Winning the innocent infringer defense and getting damages reduced to $200 per work can feel like a hollow victory when the plaintiff also asks the court to award attorney’s fees. Under 17 U.S.C. § 505, a court has discretion to award reasonable attorney’s fees to the prevailing party in any copyright case.8Office of the Law Revision Counsel. 17 USC 505 – Remedies for Infringement: Costs and Attorneys Fees In practice, a plaintiff’s legal fees in a copyright infringement case routinely reach tens of thousands of dollars, dwarfing a $200 or even $750 damages award.
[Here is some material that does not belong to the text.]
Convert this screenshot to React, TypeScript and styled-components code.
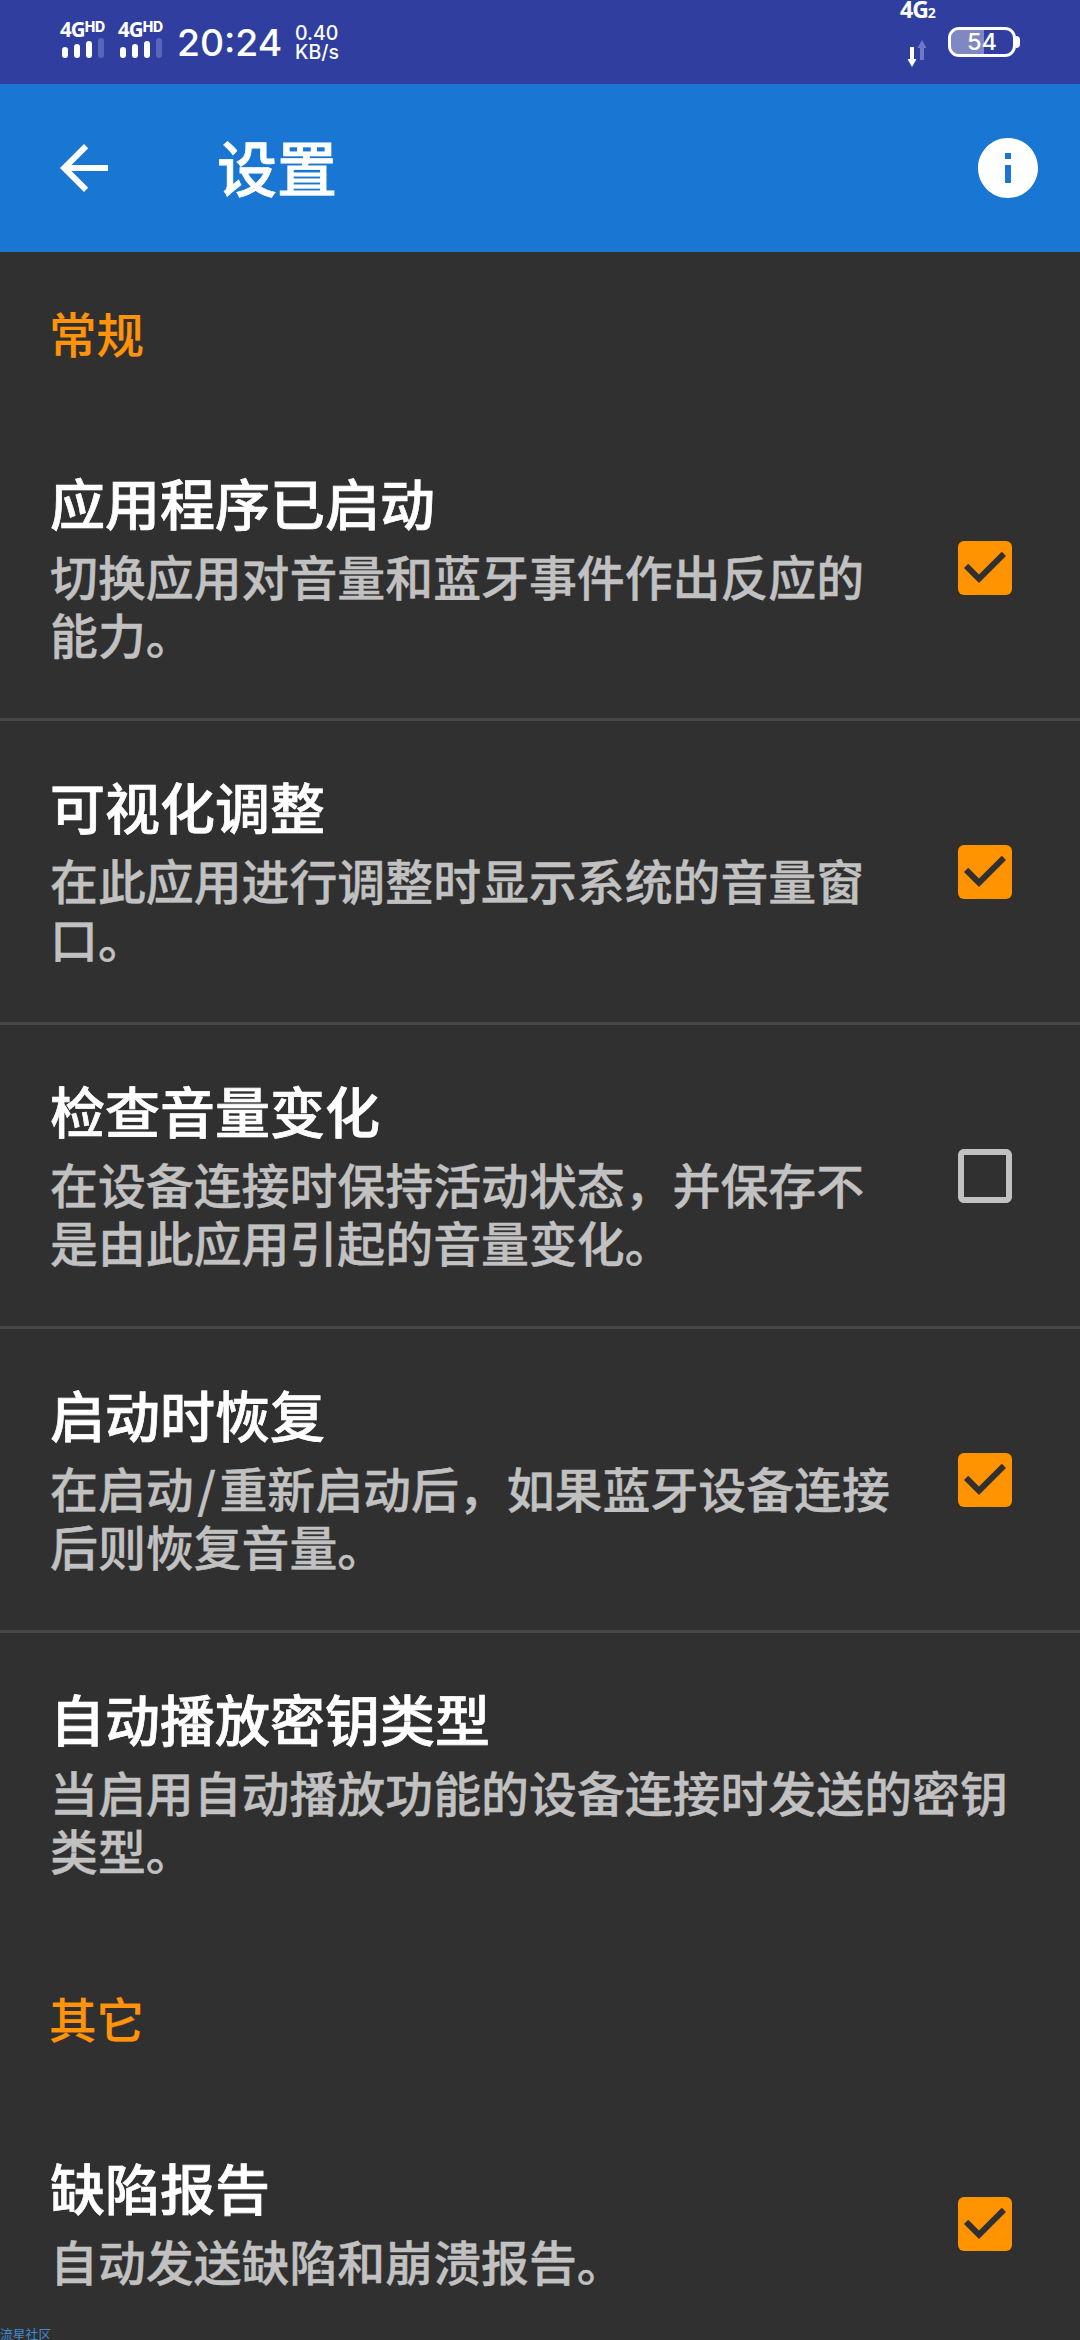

The Supreme Court in Kirtsaeng v. John Wiley & Sons held that when deciding whether to award fees, courts should give “substantial weight to the objective reasonableness of the losing party’s position” while considering all other relevant circumstances. The factors courts weigh include whether the losing party’s position was frivolous, the party’s motivation, and the need to advance compensation and deterrence goals.9Justia Law. Kirtsaeng v. John Wiley and Sons, Inc. A defendant who qualifies as an innocent infringer has a reasonable argument that their position was objectively reasonable, which may cut against a fee award. But there’s no guarantee. The same registration timing rule from Section 412 applies here: if the copyright holder didn’t register within three months of publication, attorney’s fees are generally unavailable alongside statutory damages.7Office of the Law Revision Counsel. 17 USC 412 – Registration as Prerequisite to Certain Remedies for Infringement
The practical takeaway is this: even when the innocent infringer defense works perfectly, it controls only the statutory damages figure. Costs, injunctive relief, and potential fee awards remain on the table and can make even a successful defense an expensive experience.